Bruce supports the increased use of this MEM data: “We advocate for more individual level datasets to be used, which allow universities to understand the individual circumstances a young person might be facing.
“One of the barriers to universities is availability of data. At the moment, the National Pupil Database, which holds information about free school meals, isn’t connected to Ucas applications, so universities cannot easily access family income information.”
Bruce says the Trust is exploring “if there a role” for the organisation to create a central student contextual database. She suggests the tool could resemble one currently used by some recruitment teams in the legal sector which calculates the percentage by which an applicant outperforms their peers at law school. A student from a disadvantaged background who outperforms their peers would be flagged as a high-flier. “It’s hard to make judgement calls on in what case three As is similar to three Bs, and there will certainly be instances where that is the case, but having a dataset that universities could access might increase faith in the system and make it less subjective.”
Universities have a varied approach to assessing candidates, but is there an argument for a standardised assessment of advantage and disadvantage? Bruce says: “I think, in theory, it could be quite good. I think it would be quite difficult to implement with universities wanting to remain autonomous.”
Millward disagrees with a sector-wide definition. “We have an autonomous sector so I’m generally cautious about saying there should be standardisation. Rather, I’d be looking for and encouraging universities to demonstrate greater clarity and transparency to students.”
What are universities doing?
This year, UCL is launching Access UCL, a brand-new contextual offers scheme which is expected to offer places to 250 students (about 10% of total intake).
For some years, the university has been a partner in Realising Opportunities which includes 15 other research-intensive universities like Warwick, York, Exeter and Sheffield. The national scheme offers support for post-18 study, including additional consideration for applicants from disadvantaged backgrounds, alternative offers of up to two A-level grades lower, and careers information.

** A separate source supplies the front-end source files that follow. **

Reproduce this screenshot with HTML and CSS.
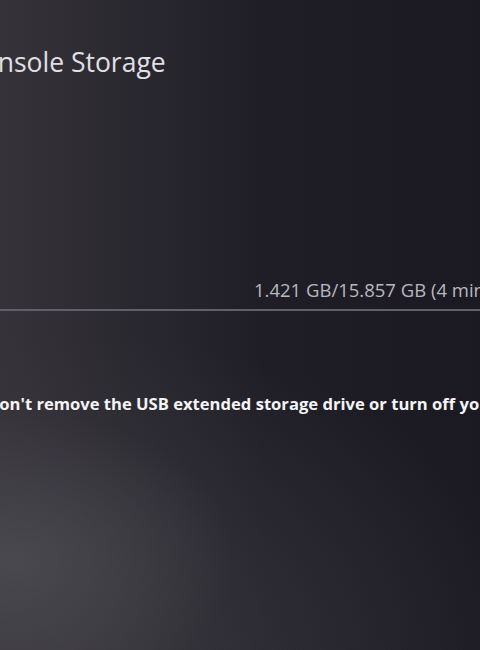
FILE: index.html
```html
<!DOCTYPE html>
<html lang="en">
<head>
    <meta charset="UTF-8">
    <meta name="viewport" content="width=device-width, initial-scale=1.0">
    <title>Console Storage</title>
    <link rel="stylesheet" href="styles.css">
</head>
<body>
    <div class="screen">
        <h1 class="title">Console Storage</h1>

        <div class="progress">
            <p class="amount">1.421 GB/15.857 GB (4 minutes remaining)</p>
            <div class="bar"></div>
        </div>

        <p class="warning">Don't remove the USB extended storage drive or turn off your PS5.</p>
    </div>
</body>
</html>
```

FILE: styles.css
```css
html, body {
    height: 100%;
}
body {
    margin: 0;
    overflow: hidden;
    font-family: 'Open Sans', 'Noto Sans', sans-serif;
    color: #e6e6ea;
    background:
        radial-gradient(ellipse 220px 150px at 15px 560px, rgba(78, 78, 84, 0.75), rgba(78, 78, 84, 0) 100%),
        radial-gradient(ellipse 480px 330px at 60px 660px, rgba(62, 60, 66, 0.8), rgba(62, 60, 66, 0) 100%),
        linear-gradient(to right, #36323a 0%, #2b2930 25%, #1f1e27 55%, #1b1a23 100%);
}
.screen {
    width: 1000px;
    white-space: nowrap;
}
.title {
    margin: 0 0 0 -35px;
    padding-top: 47px;
    font-size: 26.5px;
    font-weight: 400;
    line-height: 31px;
    color: #e0e0e4;
}
.progress {
    margin-top: 200px;
}
.amount {
    margin: 0 0 0 254px;
    font-size: 18.5px;
    line-height: 24px;
    color: #b8b8bf;
}
.bar {
    margin-top: 7px;
    height: 2px;
    width: 480px;
    background: #606068;
}
.warning {
    margin: 82px 0 0 -13px;
    font-size: 16.6px;
    font-weight: 700;
    line-height: 22px;
    color: #f4f4f6;
}
```
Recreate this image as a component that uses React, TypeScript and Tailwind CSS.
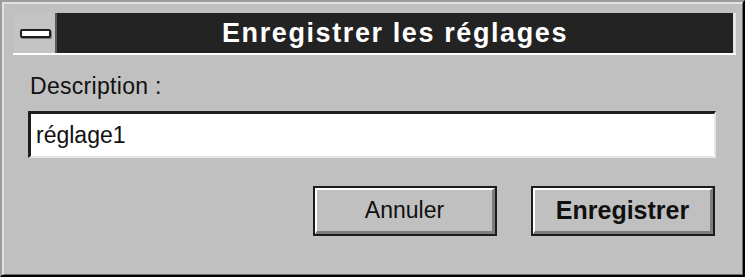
import React, { useState } from "react";

const font = { fontFamily: '"Liberation Sans", Arial, sans-serif' };

const SysMenu: React.FC = () => (
  <div className="w-[42px] h-full bg-[#c4c4c4] border-r-2 border-[#5a5a5a] flex items-center justify-center">
    <div className="w-[31px] h-[9px] rounded-[2px] border-2 border-[#1e1e1e] bg-white shadow-[1px_1px_0_#7a7a7a]" />
  </div>
);

const Button: React.FC<{ label: string; bold?: boolean }> = ({ label, bold }) => (
  <button className="w-[184px] h-[50px] border-2 border-[#1c1c1c] bg-[#c0c0c0] p-0">
    <div
      className={`w-full h-full flex items-center justify-center border-t-2 border-l-2 border-white border-r-[3px] border-b-[3px] border-r-[#7c7c7c] border-b-[#7c7c7c] text-[#101010] ${
        bold ? "font-bold text-[25px]" : "text-[23px]"
      }`}
    >
      {label}
    </div>
  </button>
);

const App: React.FC = () => {
  const [value, setValue] = useState("réglage1");

  return (
    <div className="w-[748px] h-[279px] bg-white" style={font}>
      <div className="w-[745px] h-[277px] bg-[#c0c0c0] border-t-2 border-l-2 border-[#9c9c9c] border-r-2 border-b-2 border-r-black border-b-black">
        <div className="w-full h-full flex flex-col border-t-2 border-l-2 border-[#e2e2e2] border-r border-b border-r-[#6a6a6a] border-b-[#6a6a6a]">
          {/* title row */}
          <div className="pt-[9px] pl-[9px] pr-[6px]">
            <div className="flex h-[42px] border-b-2 border-white pl-[2px]">
              <SysMenu />
              <div className="flex-1 bg-[#232323] border-r-[3px] border-[#e4e4e4] flex items-center justify-center">
                <span className="text-white font-bold text-[27px] leading-none tracking-[1.6px]">
                  Enregistrer les réglages
                </span>
              </div>
            </div>
          </div>

          {/* client area */}
          <div className="flex-1 flex flex-col pl-[24px] pr-[26px]">
            <div className="mt-[18px] pl-[2px] text-[23px] leading-[26px] text-[#111] tracking-[0.3px]">
              Description :
            </div>
            <div className="mt-[12px] h-[47px] border-t-[3px] border-l-[3px] border-[#1e1e1e] border-r-2 border-b-2 border-r-[#e6e6e6] border-b-[#e6e6e6]">
              <input
                value={value}
                onChange={(e) => setValue(e.target.value)}
                className="w-full h-full bg-white outline-none px-[5px] text-[23px] text-[#111]"
                style={font}
              />
            </div>
            <div className="mt-[28px] flex justify-end gap-[34px] pr-[1px]">
              <Button label="Annuler" />
              <Button label="Enregistrer" bold />
            </div>
          </div>
        </div>
      </div>
    </div>
  );
};

export default App;
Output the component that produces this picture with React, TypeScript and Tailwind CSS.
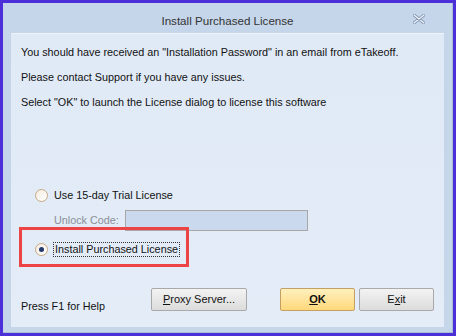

Katy Redfern, UCL’s deputy director of access and admissions, says even before the Access UCL scheme was introduced, the university had been making progress, but admitted “in terms of underrepresented students at UCL, there is no single measure that identifies underrepresentation in higher education” which can make it hard to quantify. Since 2013/14, the university has increased its intake of black students from 3.6% to 7.1%, but, Redfern says, “we recognise that we need to make more progress in increasing our Polar intake, which has remained consistent over the past five years at around 3.9%”. The Access UCL scheme is targeted to bolster this.

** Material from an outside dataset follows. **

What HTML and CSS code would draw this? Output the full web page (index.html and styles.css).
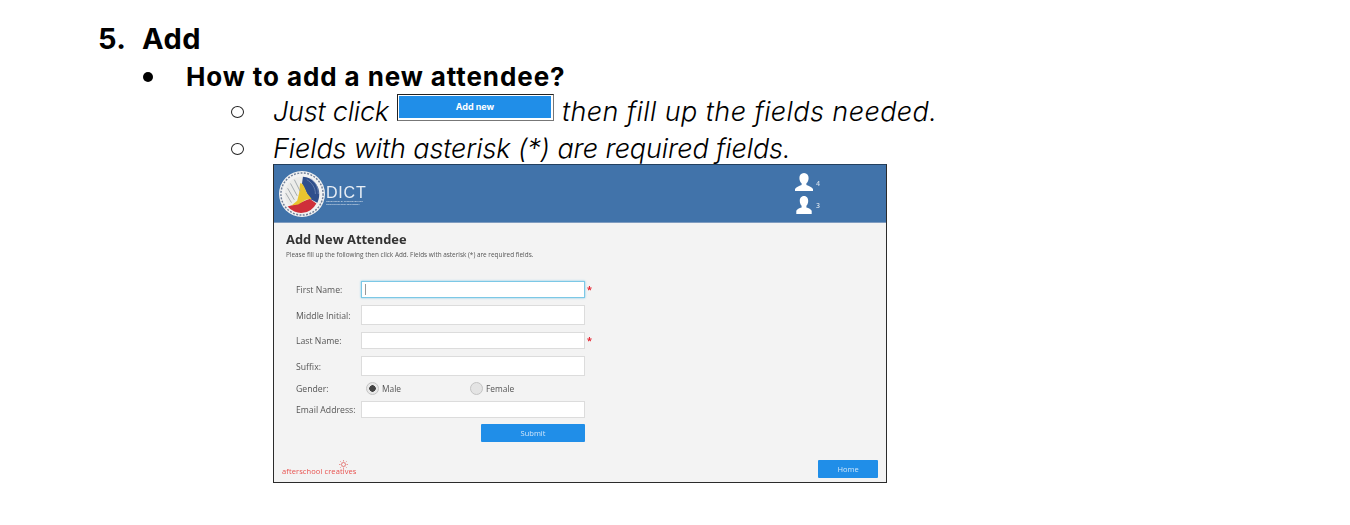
FILE: index.html
```html
<!DOCTYPE html>
<html lang="en">
<head>
    <meta charset="UTF-8">
    <title>Add</title>
    <link rel="stylesheet" href="styles.css">
</head>
<body>
    <div class="page">
        <div class="heading">
            <span class="heading-num">5.</span>
            <span>Add</span>
        </div>
        <div class="question">
            <span class="dot"></span>
            <span>How to add a new attendee?</span>
        </div>
        <div class="step">
            <span class="ring"></span>
            <span class="step-text tight">Just click</span>
            <span class="add-frame"><span class="add-btn">Add new</span></span>
            <span class="step-text wide">then fill up the fields needed.</span>
        </div>
        <div class="step">
            <span class="ring"></span>
            <span class="step-text snug">Fields with asterisk (*) are required fields.</span>
        </div>

        <div class="shot">
            <div class="shot-head">
                <div class="brand">
                    <svg class="seal" width="48" height="46" viewBox="0 0 48 48">
                        <circle cx="24" cy="24" r="24" fill="#f2f2f2"/>
                        <circle cx="24" cy="24" r="22" fill="none" stroke="#6f7f99" stroke-width="1.500" stroke-dasharray="2 1.500"/>
                        <circle cx="24" cy="24" r="18" fill="#ececea"/>
                        <path d="M25 6a18 18 0 0 1 17 18c0 4-1 7-2 9l-8-4-8-16z" fill="#2f4f8c"/>
                        <path d="M29 9c5 3 9 8 9 15M33 8c5 3 8 9 8 16" stroke="#7f94bb" stroke-width=".7" fill="none"/>
                        <path d="M9 37a18 18 0 0 0 30-3l-7-5-12 5z" fill="#cf2f3a"/>
                        <path d="M22 13c3-1 5 5 7 10l5 6-6 1-8 5-7 1 6-5 2-8z" fill="#e8c42f"/>
                        <path d="M12 13l7 13M9 18l7 12M16 9l6 12M7 23l6 10" stroke="#a3a9ad" stroke-width="1" fill="none"/>
                    </svg>
                    <div class="brand-text">
                        <div class="brand-name">DICT</div>
                        <div class="brand-sub">Department of Information and<br>Communications Technology</div>
                    </div>
                </div>
                <div class="counts">
                    <div class="count">
                        <svg width="20" height="20" viewBox="0 0 20 20"><path d="M10 0c3 0 4.600 2.200 4.600 5 0 2.400-1 4.300-2.200 5.300v1.600c2.600 1 5.600 2 6.600 4.200V18H1v-1.900c1-2.200 4-3.200 6.600-4.200v-1.600C6.400 9.300 5.400 7.400 5.400 5 5.400 2.200 7 0 10 0z" fill="#fff"/></svg>
                        <span>4</span>
                    </div>
                    <div class="count">
                        <svg width="20" height="20" viewBox="0 0 20 20"><path d="M10 1c3 0 4.200 2.400 4.200 5 0 2.200-.8 3.800-1.800 4.800v1.800c2.400.8 4.600 1.600 5.300 3.200V19H2.300v-3.200c.7-1.600 2.900-2.400 5.300-3.200v-1.800C6.600 9.800 5.800 8.200 5.800 6 5.800 3.400 7 1 10 1z" fill="#fff"/></svg>
                        <span>3</span>
                    </div>
                </div>
            </div>
            <div class="shot-body">
                <h1 class="form-title">Add New Attendee</h1>
                <p class="form-note">Please fill up the following then click Add. Fields with asterisk (*) are required fields.</p>
                <div class="form">
                    <div class="label">First Name:</div>
                    <div class="field field-focus short"><span class="caret"></span></div>
                    <div class="req">*</div>

                    <div class="label">Middle Initial:</div>
                    <div class="field tall"></div>
                    <div></div>

                    <div class="label">Last Name:</div>
                    <div class="field short"></div>
                    <div class="req">*</div>

                    <div class="label">Suffix:</div>
                    <div class="field tall"></div>
                    <div></div>

                    <div class="label">Gender:</div>
                    <div class="radios">
                        <div class="radio-item"><span class="radio radio-on"></span>Male</div>
                        <div class="radio-item"><span class="radio"></span>Female</div>
                    </div>
                    <div></div>

                    <div class="label">Email Address:</div>
                    <div class="field short"></div>
                    <div></div>

                    <div></div>
                    <div class="submit-row"><span class="blue-btn submit">Submit</span></div>
                    <div></div>
                </div>
                <div class="shot-foot">
                    <div class="maker">afterschool creatives
                        <svg class="maker-sun" width="9" height="9" viewBox="0 0 9 9"><circle cx="4.500" cy="4.500" r="2" fill="none" stroke="#e0524f" stroke-width=".7"/><path d="M4.500 0v1.500M4.500 7.500V9M0 4.500h1.500M7.500 4.500H9M1.300 1.300l1 1M6.700 6.700l1 1M7.700 1.300l-1 1M2.300 6.700l-1 1" stroke="#e0524f" stroke-width=".6"/></svg>
                    </div>
                    <span class="blue-btn home">Home</span>
                </div>
            </div>
        </div>
    </div>
</body>
</html>
```

FILE: styles.css
```css
body {
    margin: 0;
    background-color: #ffffff;
    color: #000000;
    font-family: "Inter", "Liberation Sans", sans-serif;
}

.page {
    padding: 20px 0 0 98px;
}

.heading {
    display: flex;
    align-items: center;
    height: 36px;
    font-size: 29px;
    font-weight: 700;
    letter-spacing: 0.5px;
}

.heading-num {
    width: 44px;
}

.question {
    display: flex;
    align-items: center;
    height: 35px;
    margin-top: 3px;
    margin-bottom: -1px;
    padding-left: 45px;
    font-size: 26px;
    font-weight: 700;
    letter-spacing: 0.9px;
}

.dot {
    width: 10px;
    height: 10px;
    margin-right: 33px;
    border-radius: 50%;
    background-color: #000000;
}

.step {
    display: flex;
    align-items: center;
    height: 37px;
    padding-left: 133px;
}

.ring {
    box-sizing: border-box;
    width: 13px;
    height: 12px;
    margin-right: 29px;
    border: 1.5px solid #222222;
    border-radius: 50%;
}

.step-text {
    font-size: 27px;
    font-style: italic;
    font-weight: 300;
}

.tight {
    letter-spacing: -0.2px;
}

.wide {
    letter-spacing: 0.42px;
}

.snug {
    letter-spacing: -0.1px;
}

.add-frame {
    display: flex;
    margin: 0 8px 8px 8px;
    padding: 1px 2px 2px 1px;
    border: 1px solid #777777;
    border-top-color: #222222;
    border-left-color: #222222;
}

.add-btn {
    width: 152px;
    height: 22px;
    line-height: 22px;
    text-align: center;
    font-size: 9px;
    font-weight: 700;
    font-style: normal;
    color: #ffffff;
    background-color: #208ee8;
}

.shot {
    display: flex;
    flex-direction: column;
    width: 612px;
    height: 317px;
    margin: -3px 0 0 175px;
    border: 1px solid #2b2b2b;
    border-top-color: #23405f;
    font-family: "Open Sans", sans-serif;
}

.shot-head {
    display: flex;
    justify-content: space-between;
    height: 57px;
    background-color: #4173aa;
    border-bottom: 1px solid #7f9cc0;
}

.brand {
    display: flex;
    align-items: center;
    padding-left: 4px;
    filter: blur(0.4px);
}

.brand-text {
    margin: 4px 0 0 0;
    color: #e8eef5;
}

.brand-name {
    font-family: "Liberation Sans", sans-serif;
    font-size: 16px;
    line-height: 14px;
    letter-spacing: 0.8px;
}

.brand-sub {
    font-size: 2.5px;
    line-height: 3px;
}

.counts {
    display: flex;
    flex-direction: column;
    gap: 2px;
    padding: 8px 66px 0 0;
    filter: blur(0.3px);
}

.count {
    display: flex;
    align-items: center;
    gap: 2px;
    font-size: 7px;
    font-weight: 600;
    color: #cfdbe8;
}

.shot-body {
    display: flex;
    flex-direction: column;
    flex: 1;
    padding: 8px 8px 4px 12px;
    background-color: #f3f3f3;
    filter: blur(0.35px);
}

.form-title {
    margin: 0;
    font-size: 12.9px;
    line-height: 16px;
    font-weight: 700;
    color: #333333;
}

.form-note {
    margin: 4px 0 0;
    font-size: 6.4px;
    line-height: 8px;
    color: #555555;
}

.form {
    display: grid;
    grid-template-columns: 65px 224px 12px;
    row-gap: 7px;
    align-items: center;
    margin: 22px 0 0 10px;
}

.label {
    padding-top: 1px;
    font-size: 8.7px;
    line-height: 10px;
    color: #555555;
}

.field {
    box-sizing: border-box;
    background-color: #ffffff;
    border: 1px solid #dcdcdc;
}

.short {
    height: 17px;
}

.tall {
    height: 20px;
}

.field-focus {
    display: flex;
    align-items: center;
    padding-left: 3px;
    border-color: #7cc8e6;
    box-shadow: 0 0 2px #7cc8e6;
}

.caret {
    width: 1px;
    height: 11px;
    background-color: #999999;
}

.req {
    padding-left: 2px;
    font-size: 9px;
    line-height: 9px;
    font-weight: 700;
    color: #e62430;
}

.radios {
    display: flex;
    height: 16px;
    margin: -4px 0 -3px;
    padding-left: 5px;
}

.radio-item {
    display: flex;
    align-items: center;
    gap: 3px;
    width: 104px;
    font-size: 8.4px;
    color: #555555;
}

.radio {
    box-sizing: border-box;
    width: 13px;
    height: 13px;
    border: 1px solid #c4c4c4;
    border-radius: 50%;
    background-color: #e4e4e4;
}

.radio-on {
    background: radial-gradient(circle, #444444 0 3px, #e8e8e8 3.5px);
}

.submit-row {
    display: flex;
    justify-content: flex-end;
    margin-top: -1px;
}

.blue-btn {
    display: block;
    text-align: center;
    color: #cfe6fa;
    font-size: 7.5px;
    background-color: #208ee8;
    border-radius: 1px;
}

.submit {
    width: 104px;
    height: 18px;
    line-height: 18px;
}

.shot-foot {
    display: flex;
    justify-content: space-between;
    align-items: flex-end;
    margin-top: auto;
}

.maker {
    position: relative;
    margin: 0 0 2px -4px;
    font-size: 7.5px;
    letter-spacing: 0.1px;
    color: #e8524f;
}

.maker-sun {
    position: absolute;
    top: -6px;
    left: 57px;
}

.home {
    width: 60px;
    height: 18px;
    line-height: 18px;
}
```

The new scheme requires students complete a four-hour online academic study module which prepares them for the demands of higher education. It also stipulates the completion of an up to 1,000-word assessment. Access UCL, unlike many other schemes, notifies a student at the outset of their application whether they qualify for the scheme which helps to lessen the burden on students from disadvantaged students to seek out support.
The University of Bristol is tracking students who have received contextual offers and comparing them to the wider student body in order to measure the impact of the scheme
The University of Bristol first introduced contextual offers in 2009/10, but it wasn’t until last year that they widened the scheme to all students from low-participation neighbourhoods and introduced offers of two grades below the advertised requirements. Bristol’s scheme also automatically flags qualifying student applications. Last year, this led to a jump in intake from Polar 1 and 2 backgrounds from 13.8% to 16.7%.

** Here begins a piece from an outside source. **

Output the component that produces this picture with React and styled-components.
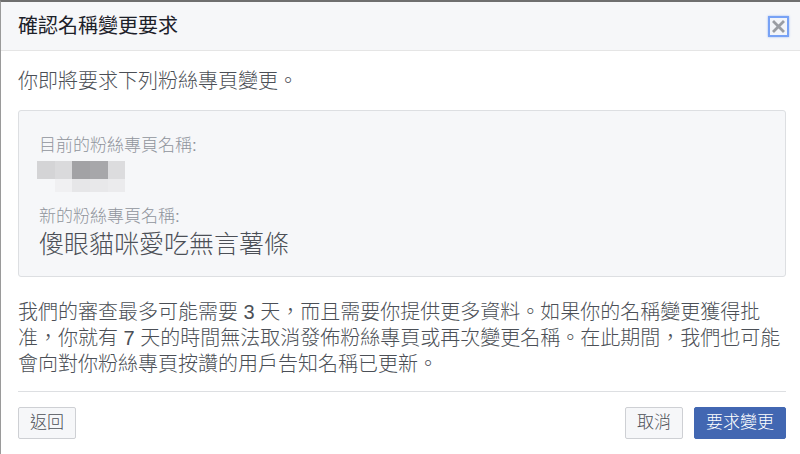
import React from 'react';
import styled, { createGlobalStyle } from 'styled-components';

const GlobalStyle = createGlobalStyle`
  html, body {
    margin: 0;
    padding: 0;
    background: #ffffff;
  }
  body {
    font-family: "Liberation Sans", "Noto Sans CJK TC", sans-serif;
    font-weight: 300;
  }
`;

const Dialog = styled.div`
  width: 800px;
  height: 454px;
  box-sizing: border-box;
  border-top: 2px solid #6f6f6f;
  border-left: 1px solid #9a9a9a;
  background: #ffffff;
  display: flex;
  flex-direction: column;
`;

const Header = styled.header`
  height: 50px;
  box-sizing: border-box;
  display: flex;
  align-items: center;
  justify-content: space-between;
  padding: 0 11px 0 17px;
  background-color: #f6f7f9;
  border-bottom: 1px solid #e5e5e5;
`;

const Title = styled.h2`
  margin: 0;
  font-size: 20px;
  font-weight: normal;
  color: #1d2129;
  line-height: 26px;
`;

const CloseButton = styled.button`
  width: 21px;
  height: 21px;
  padding: 0;
  box-sizing: border-box;
  border: 2px solid #78a2f5;
  box-shadow: 0 0 2px rgba(90, 140, 240, 0.6);
  background: #f3f5f9;
  display: flex;
  align-items: center;
  justify-content: center;
  margin-top: 1px;
`;

const Body = styled.div`
  flex: 1;
  display: flex;
  flex-direction: column;
  padding: 17px 14px 0 17px;
`;

const Intro = styled.p`
  margin: 0;
  font-size: 20px;
  line-height: 26px;
  color: #4b4f56;
`;

const NameBox = styled.div`
  margin-top: 16px;
  height: 167px;
  box-sizing: border-box;
  padding: 24px 20px 0;
  background-color: #f6f7f9;
  border: 1px solid #dddfe2;
  border-radius: 3px;
  display: flex;
  flex-direction: column;
`;

const Label = styled.div`
  font-size: 17px;
  line-height: 22px;
  color: #90949c;
  margin-top: ${(p) => p.$top || 0}px;
`;

const Mosaic = styled.svg`
  display: block;
  margin: 4px 0 0 -2px;
`;

const NewName = styled.div`
  font-size: 25px;
  line-height: 30px;
  color: #4b4f56;
  margin-top: 1px;
`;

const Notice = styled.p`
  margin: 22px 0 0;
  font-size: 20px;
  line-height: 26px;
  color: #4b4f56;
`;

const Divider = styled.hr`
  margin: 14px 0 0;
  border: none;
  border-top: 1px solid #dddfe2;
  height: 0;
`;

const Footer = styled.footer`
  display: flex;
  align-items: center;
  padding: 15px 0 15px;
`;

const Spacer = styled.div`
  flex: 1;
`;

const Button = styled.button`
  height: 32px;
  box-sizing: border-box;
  padding: 0 11px;
  margin-left: ${(p) => p.$gap || 0}px;
  font-family: "Liberation Sans", "Noto Sans CJK TC", sans-serif;
  font-size: 17px;
  font-weight: 300;
  line-height: 30px;
  border-radius: 2px;
  border: 1px solid ${(p) => (p.$primary ? '#4267b2' : '#ced0d4')};
  background-color: ${(p) => (p.$primary ? '#4267b2' : '#f6f7f9')};
  color: ${(p) => (p.$primary ? '#ffffff' : '#4b4f56')};
  cursor: pointer;
`;

const mosaic = [
  { x: 0, y: 0, w: 18, h: 18, c: '#d4d4d6' },
  { x: 18, y: 0, w: 17, h: 18, c: '#dadadc' },
  { x: 35, y: 0, w: 18, h: 18, c: '#a2a2a5' },
  { x: 53, y: 0, w: 18, h: 18, c: '#a7a7aa' },
  { x: 71, y: 0, w: 17, h: 18, c: '#dcdcde' },
  { x: 18, y: 18, w: 17, h: 13, c: '#f0f0f2' },
  { x: 35, y: 18, w: 18, h: 13, c: '#e6e6e8' },
  { x: 53, y: 18, w: 18, h: 13, c: '#e8e8ea' },
  { x: 71, y: 18, w: 17, h: 13, c: '#ebebed' },
];

export default function App() {
  return (
    <>
      <GlobalStyle />
      <Dialog>
        <Header>
          <Title>確認名稱變更要求</Title>
          <CloseButton aria-label="關閉">
            <svg width="13" height="13" viewBox="0 0 13 13">
              <path d="M2 2 L11 11 M11 2 L2 11" stroke="#9a9da3" strokeWidth="2.8" strokeLinecap="square" />
            </svg>
          </CloseButton>
        </Header>
        <Body>
          <Intro>你即將要求下列粉絲專頁變更。</Intro>
          <NameBox>
            <Label>目前的粉絲專頁名稱:</Label>
            <Mosaic width="88" height="31" viewBox="0 0 88 31">
              {mosaic.map((b, i) => (
                <rect key={i} x={b.x} y={b.y} width={b.w} height={b.h} fill={b.c} />
              ))}
            </Mosaic>
            <Label $top={14}>新的粉絲專頁名稱:</Label>
            <NewName>傻眼貓咪愛吃無言薯條</NewName>
          </NameBox>
          <Notice>
            我們的審查最多可能需要 3 天，而且需要你提供更多資料。如果你的名稱變更獲得批准，你就有 7 天的時間無法取消發佈粉絲專頁或再次變更名稱。在此期間，我們也可能會向對你粉絲專頁按讚的用戶告知名稱已更新。
          </Notice>
          <Divider />
          <Footer>
            <Button>返回</Button>
            <Spacer />
            <Button>取消</Button>
            <Button $primary $gap={11}>要求變更</Button>
          </Footer>
        </Body>
      </Dialog>
    </>
  );
}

The university is tracking students who have received contextual offers and comparing them to the wider student body in order to measure the impact of the scheme. Lucy Collins, director of home recruitment and conversion, says the university is working hard “to communicate what it means to receive a contextual offer to applications, parents and teachers”.
The University of Surrey is one of the few higher-tariff universities that does not use contextual offers. It does, however, run a successful In2Surrey scheme. To join, students must fulfil two of the widening participation criteria which include whether a student grew up in a Polar 1 or 2 postcode or a household headed by someone in a non-professional occupation. It also includes BME and disabled students, and those that received free school meals.
Alice McLaren, head of widening participation and outreach, says: “At the moment, we know that our In2Surrey scheme is successful and we know that students who come in on it report a greater sense of belonging and settle in quicker, but more importantly, last year, they progressed at a percentage point higher than the institutional average. For that reason, we didn’t kind of go further into looking at contextual admissions because of what the scheme does already.”
The scheme can modify its entry requirements by one A-level grade but, in some cases, courses have protected grade criteria. Engineering, for example, demands an A grade in maths. Spaces on the scheme and modified entry requirements are only awarded once a candidate has chosen to accept the offer. But, McLaren says, only 20–30% of those accepted to Surrey via the scheme require that modified offer – the rest achieve or exceed the requirements.
Foundation years are a widespread and popular contextual offer tool.
The OfS has highlighted their usefulness, citing high continuation rates, but the Augar review recommended removing funding for these schemes. Millward worries about making radical changes in this area. He says: “I am seeing lots of good examples of how foundation courses are bridging provision and are really making a difference in terms of improving access to universities. So I would be very cautious about any blanket removal of access for public finance.
“I do think that there is a set of assurances that we might be looking for in relation to the need for foundation years, its effectiveness and value for students and the public purse, but once that has been assured I think it can play an important role in widening access.”
Motivation is building, not least because the OfS is driving the issue up the agenda. But these schemes rely on money and a cut to higher education funding might imperil their future. It is hard to not feel positive about the future given the optimistic targets set by OfS and the new schemes universities are using. MEM data – which reveals intersectional inequality – is a useful tool for universities to use, but providers set their own definition and scheme which may not reflect these complex inequalities. If we are to truly achieve fair access, the sector must access more data to ensure admissions truly see every applicant as an individual.